No, none of the members of ELP or Yes or fellow travelers like Gentle Giant are involved in the band called Backhand. But the spirit of what such groups created back in the ’70s is very much in evidence. In fact, Backhand is a Venezuela-based ensemble consisting of Pablo Mendoza (guitars), Adolfo Herrera (drums), Adrian Van Woerkom (keyboards), Oscar Bushel (bass), and Phil Naro (vocals). It’s the Dutch-born van Woerkom who channels Keith Emerson so precisely and New York/Canadian Emmy Award-winning vocalist Naro (DDrive, Talas, Druckfarben) whose four-octave tenor voice effortlessly evokes Anderson.
Recorded in 2013 and formerly only available as an import, Through the Turbulence is slowly, very slowly, gaining an audience among those who like both prog rock and jazz rock fusion. That means, of course, the 12 tracks are filled with extremely proficient solos and many extended sections where the players can show off their chops. Naro, who also contributed to the songwriting, only appears on five of the songs: “Hold the Light,” “The Big Red Wall,” “A Million People Crying, Pt. 1,” “Crime Story,” and the closer, “Me, Myself and I.” It’s the stories Naro sings that makes Through the Turbulence accessible to a wider audience beyond those who are primarily interested in skilled instrumental virtuosity. Still, one suspects Naro isn’t really a full-time member of this ensemble, but is rather lending his voice to but one of many of his projects. After all, earlier this year, Druckfarben released their second album, Second Sound, and Naro was very much a presence on that Canadian prog rock release.

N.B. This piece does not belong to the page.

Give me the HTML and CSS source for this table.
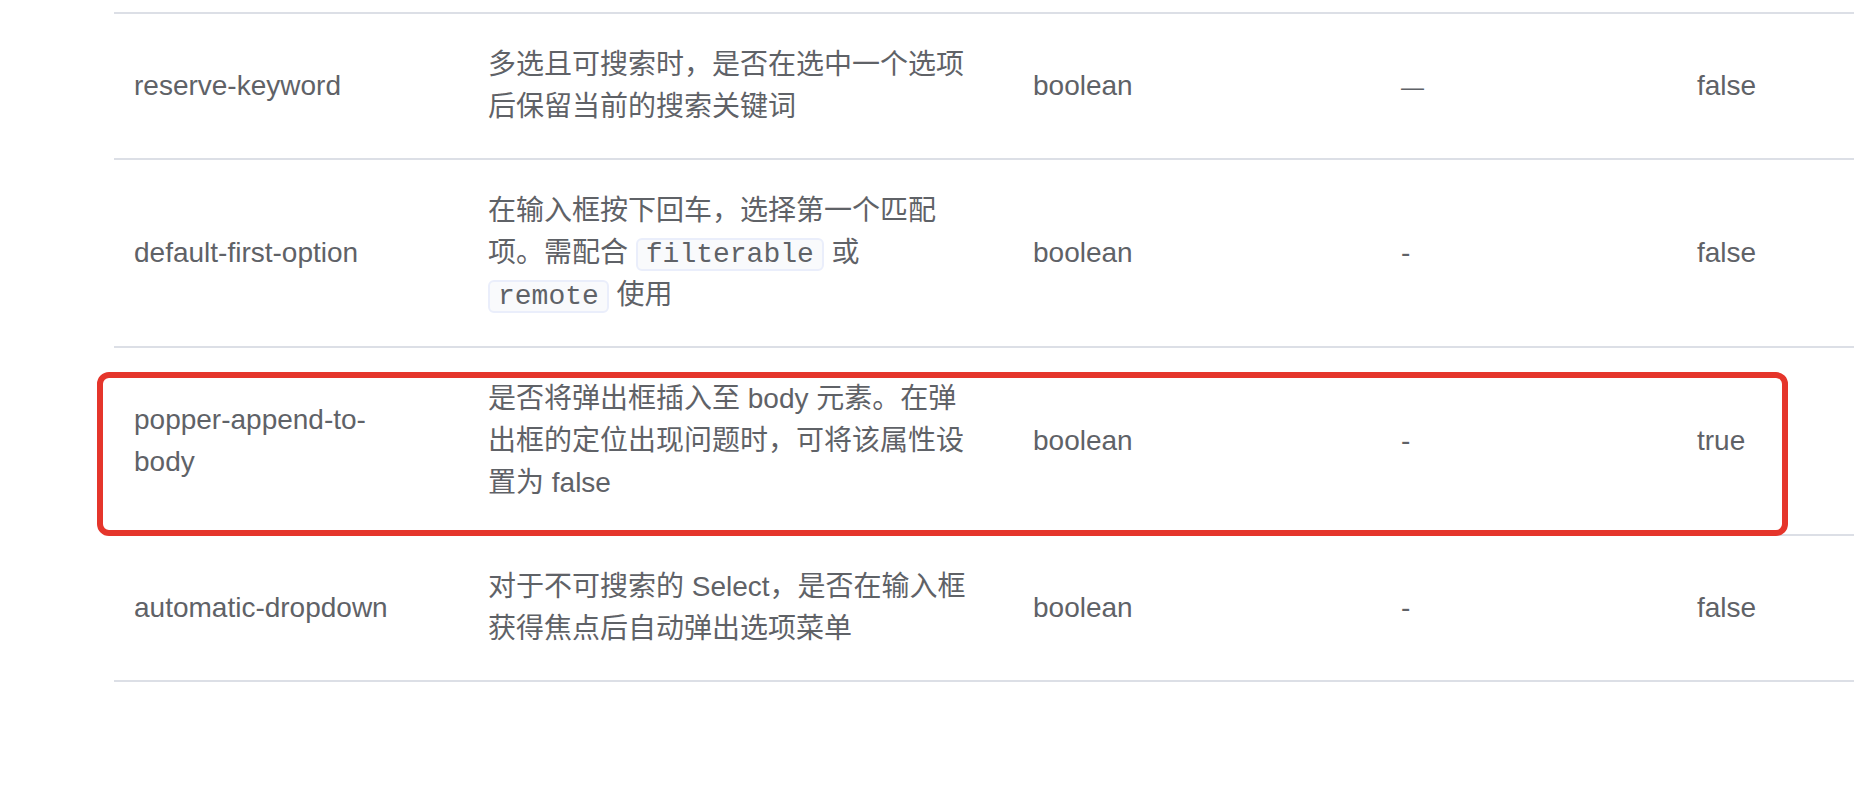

The 11-minute opener to Through the Turbulence, “Introspektion,” is a good showcase for what listeners can expect throughout. The first section sounds like a symphonic overture before the middle becomes a keyboard blues passage followed by a reminder of what prog rock used to sound like when ELP, Yes, and all those guys created the genre. “Hold the Light” introduces Naro to the mix, but perhaps his best contribution to the set is in “A Million People Crying Part I” which is a clear commentary on the cost of war. As the program continues, I was reminded more and more of Naro’s other band, Druckfarben. Both bands offer A-list performances, but have little to distinguish their music from anyone else in the tradition they so clearly love.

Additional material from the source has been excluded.